Task goal -> Within the records below, find each line that holds the string "styles", then copy it.

Given data ->
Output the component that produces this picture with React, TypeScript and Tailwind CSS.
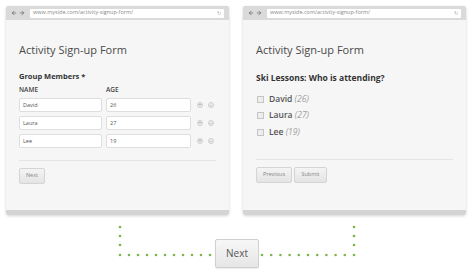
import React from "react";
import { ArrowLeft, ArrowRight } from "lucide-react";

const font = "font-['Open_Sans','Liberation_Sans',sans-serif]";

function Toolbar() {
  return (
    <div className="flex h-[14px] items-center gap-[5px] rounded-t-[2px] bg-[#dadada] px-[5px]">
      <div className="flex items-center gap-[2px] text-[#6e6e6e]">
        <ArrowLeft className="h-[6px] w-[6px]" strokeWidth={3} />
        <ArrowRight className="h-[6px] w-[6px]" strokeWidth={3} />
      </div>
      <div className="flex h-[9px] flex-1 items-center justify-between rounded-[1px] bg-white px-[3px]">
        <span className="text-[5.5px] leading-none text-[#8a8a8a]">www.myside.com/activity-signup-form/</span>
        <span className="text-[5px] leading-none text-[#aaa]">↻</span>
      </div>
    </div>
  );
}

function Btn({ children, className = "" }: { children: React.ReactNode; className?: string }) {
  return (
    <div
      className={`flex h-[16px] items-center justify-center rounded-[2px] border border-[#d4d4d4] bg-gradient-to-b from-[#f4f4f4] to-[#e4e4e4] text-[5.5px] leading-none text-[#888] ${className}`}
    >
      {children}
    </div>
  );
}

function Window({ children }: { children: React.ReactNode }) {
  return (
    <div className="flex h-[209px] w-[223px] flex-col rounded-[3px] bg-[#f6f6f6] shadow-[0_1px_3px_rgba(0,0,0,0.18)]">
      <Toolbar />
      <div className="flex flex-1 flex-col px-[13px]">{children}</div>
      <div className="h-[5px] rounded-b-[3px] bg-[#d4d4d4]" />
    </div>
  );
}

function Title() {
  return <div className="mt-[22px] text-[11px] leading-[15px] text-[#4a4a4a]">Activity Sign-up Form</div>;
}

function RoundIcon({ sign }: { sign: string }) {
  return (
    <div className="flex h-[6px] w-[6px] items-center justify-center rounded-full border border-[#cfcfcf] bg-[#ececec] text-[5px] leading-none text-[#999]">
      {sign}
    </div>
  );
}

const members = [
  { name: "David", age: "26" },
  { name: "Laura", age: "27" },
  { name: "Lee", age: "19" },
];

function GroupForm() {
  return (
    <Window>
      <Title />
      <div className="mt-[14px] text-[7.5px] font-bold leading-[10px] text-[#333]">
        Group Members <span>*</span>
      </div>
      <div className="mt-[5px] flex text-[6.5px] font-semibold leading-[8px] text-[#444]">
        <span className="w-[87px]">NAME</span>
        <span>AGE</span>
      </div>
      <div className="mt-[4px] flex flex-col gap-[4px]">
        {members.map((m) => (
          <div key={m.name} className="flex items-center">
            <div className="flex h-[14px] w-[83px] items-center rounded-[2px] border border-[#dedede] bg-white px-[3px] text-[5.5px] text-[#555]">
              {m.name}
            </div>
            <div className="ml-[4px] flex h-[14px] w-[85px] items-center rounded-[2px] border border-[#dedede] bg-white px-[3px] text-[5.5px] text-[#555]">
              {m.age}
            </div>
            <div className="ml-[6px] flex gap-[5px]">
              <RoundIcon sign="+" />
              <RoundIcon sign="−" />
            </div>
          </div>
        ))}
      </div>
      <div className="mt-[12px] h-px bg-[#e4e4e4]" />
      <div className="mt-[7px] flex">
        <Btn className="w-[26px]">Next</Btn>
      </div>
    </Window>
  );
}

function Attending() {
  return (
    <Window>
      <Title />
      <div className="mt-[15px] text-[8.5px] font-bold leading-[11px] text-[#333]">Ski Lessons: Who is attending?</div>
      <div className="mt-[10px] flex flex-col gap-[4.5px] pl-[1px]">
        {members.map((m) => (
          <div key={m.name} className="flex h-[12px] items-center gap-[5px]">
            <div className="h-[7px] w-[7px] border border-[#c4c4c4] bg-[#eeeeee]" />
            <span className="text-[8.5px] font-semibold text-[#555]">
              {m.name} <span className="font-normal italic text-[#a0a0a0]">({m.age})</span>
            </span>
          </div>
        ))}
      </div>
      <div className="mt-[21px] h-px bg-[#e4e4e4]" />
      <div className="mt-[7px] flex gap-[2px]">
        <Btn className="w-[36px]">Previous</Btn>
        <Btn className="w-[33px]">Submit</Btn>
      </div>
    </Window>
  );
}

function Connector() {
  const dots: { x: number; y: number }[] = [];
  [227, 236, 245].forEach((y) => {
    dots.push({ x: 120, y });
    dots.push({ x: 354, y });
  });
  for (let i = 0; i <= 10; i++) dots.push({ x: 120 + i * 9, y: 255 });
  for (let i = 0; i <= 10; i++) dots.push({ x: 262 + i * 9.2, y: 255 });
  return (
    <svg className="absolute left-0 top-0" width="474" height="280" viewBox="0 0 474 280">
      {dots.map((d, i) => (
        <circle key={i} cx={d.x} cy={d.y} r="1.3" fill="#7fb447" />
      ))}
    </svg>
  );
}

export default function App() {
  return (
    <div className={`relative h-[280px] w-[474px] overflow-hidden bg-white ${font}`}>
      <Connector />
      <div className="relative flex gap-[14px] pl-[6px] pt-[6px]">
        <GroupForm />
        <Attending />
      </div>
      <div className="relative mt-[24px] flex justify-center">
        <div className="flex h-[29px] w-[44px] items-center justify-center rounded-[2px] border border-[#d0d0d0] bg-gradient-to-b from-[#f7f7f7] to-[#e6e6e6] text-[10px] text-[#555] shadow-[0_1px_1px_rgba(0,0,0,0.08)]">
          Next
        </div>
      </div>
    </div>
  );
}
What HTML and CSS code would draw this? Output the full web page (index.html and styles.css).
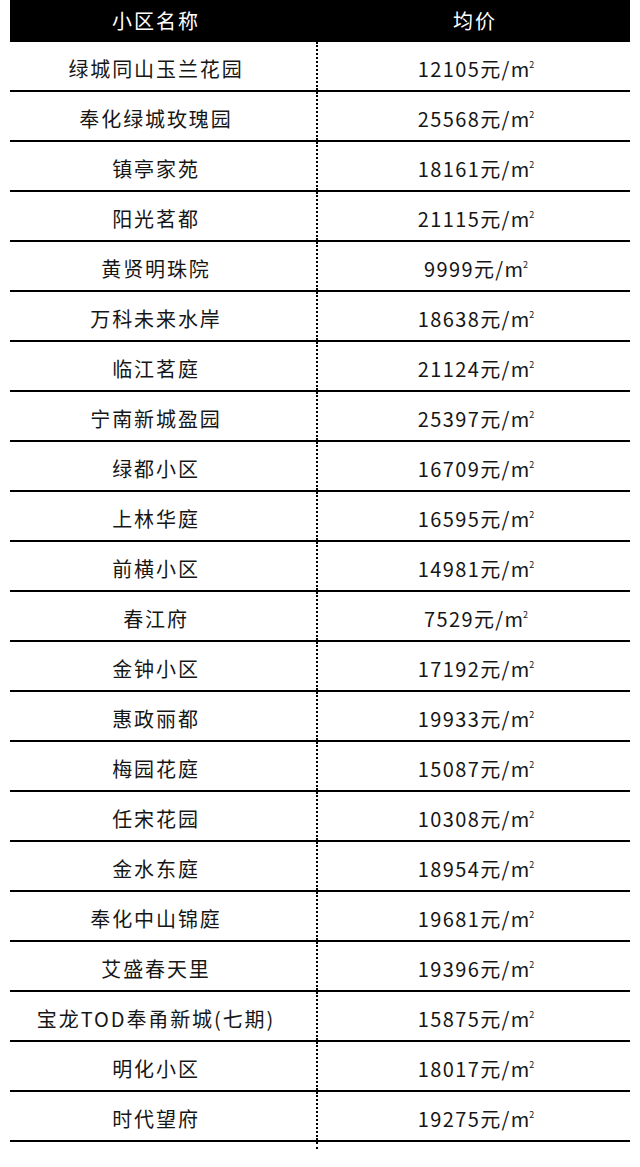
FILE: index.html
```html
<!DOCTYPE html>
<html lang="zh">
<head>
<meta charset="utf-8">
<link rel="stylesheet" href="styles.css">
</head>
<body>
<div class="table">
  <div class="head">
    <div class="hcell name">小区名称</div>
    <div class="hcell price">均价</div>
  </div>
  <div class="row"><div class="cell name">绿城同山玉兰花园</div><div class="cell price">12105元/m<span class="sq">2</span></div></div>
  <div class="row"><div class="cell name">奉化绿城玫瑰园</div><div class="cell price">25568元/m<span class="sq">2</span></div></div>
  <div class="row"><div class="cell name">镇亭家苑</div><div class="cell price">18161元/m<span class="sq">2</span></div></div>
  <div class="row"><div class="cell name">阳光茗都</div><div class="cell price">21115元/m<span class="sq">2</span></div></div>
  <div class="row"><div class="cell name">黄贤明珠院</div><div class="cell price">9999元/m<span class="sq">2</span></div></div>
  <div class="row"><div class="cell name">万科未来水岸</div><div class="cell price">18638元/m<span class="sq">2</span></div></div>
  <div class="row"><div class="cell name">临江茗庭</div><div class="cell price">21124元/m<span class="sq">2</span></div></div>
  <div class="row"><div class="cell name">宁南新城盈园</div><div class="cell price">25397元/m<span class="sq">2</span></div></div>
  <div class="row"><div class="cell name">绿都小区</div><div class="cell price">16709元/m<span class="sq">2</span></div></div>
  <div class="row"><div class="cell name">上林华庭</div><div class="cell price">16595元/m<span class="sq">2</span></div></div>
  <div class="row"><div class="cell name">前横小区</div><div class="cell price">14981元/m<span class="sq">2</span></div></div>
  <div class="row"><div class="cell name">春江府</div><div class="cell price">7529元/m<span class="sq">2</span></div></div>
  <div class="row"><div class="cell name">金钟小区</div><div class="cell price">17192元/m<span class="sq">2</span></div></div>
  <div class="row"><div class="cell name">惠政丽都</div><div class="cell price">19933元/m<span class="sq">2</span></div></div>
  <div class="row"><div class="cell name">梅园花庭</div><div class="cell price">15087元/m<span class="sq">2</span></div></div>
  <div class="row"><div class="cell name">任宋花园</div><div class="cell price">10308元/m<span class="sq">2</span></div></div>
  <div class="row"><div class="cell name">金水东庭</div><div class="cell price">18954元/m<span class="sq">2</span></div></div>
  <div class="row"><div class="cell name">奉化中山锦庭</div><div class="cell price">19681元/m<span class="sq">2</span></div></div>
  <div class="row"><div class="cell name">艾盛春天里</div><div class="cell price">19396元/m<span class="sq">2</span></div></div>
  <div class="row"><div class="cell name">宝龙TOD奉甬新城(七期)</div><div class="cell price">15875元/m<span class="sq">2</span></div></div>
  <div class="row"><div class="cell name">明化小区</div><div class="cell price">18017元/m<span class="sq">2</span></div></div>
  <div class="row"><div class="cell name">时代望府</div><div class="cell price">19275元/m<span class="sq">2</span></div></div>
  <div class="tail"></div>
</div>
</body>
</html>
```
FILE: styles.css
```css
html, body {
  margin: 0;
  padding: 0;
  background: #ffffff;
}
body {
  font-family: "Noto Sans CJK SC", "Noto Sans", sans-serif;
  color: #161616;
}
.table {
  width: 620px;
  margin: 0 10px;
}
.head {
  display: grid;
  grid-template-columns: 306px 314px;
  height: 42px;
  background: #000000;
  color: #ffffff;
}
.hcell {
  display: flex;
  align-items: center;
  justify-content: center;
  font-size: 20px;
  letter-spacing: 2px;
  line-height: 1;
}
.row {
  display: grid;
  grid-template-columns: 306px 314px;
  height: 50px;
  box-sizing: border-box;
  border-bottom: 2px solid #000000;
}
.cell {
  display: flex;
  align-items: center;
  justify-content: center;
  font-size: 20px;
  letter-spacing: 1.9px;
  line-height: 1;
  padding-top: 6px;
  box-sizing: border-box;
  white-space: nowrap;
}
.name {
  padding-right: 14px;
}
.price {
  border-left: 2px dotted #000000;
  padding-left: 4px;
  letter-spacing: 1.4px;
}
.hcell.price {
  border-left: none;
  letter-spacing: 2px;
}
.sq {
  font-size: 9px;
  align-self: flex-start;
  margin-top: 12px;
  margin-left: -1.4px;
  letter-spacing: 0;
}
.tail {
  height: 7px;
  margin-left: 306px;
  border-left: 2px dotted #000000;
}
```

Written response ->
What HTML and CSS code would draw this? Output the full web page (index.html and styles.css).
<link rel="stylesheet" href="styles.css">
FILE: styles.css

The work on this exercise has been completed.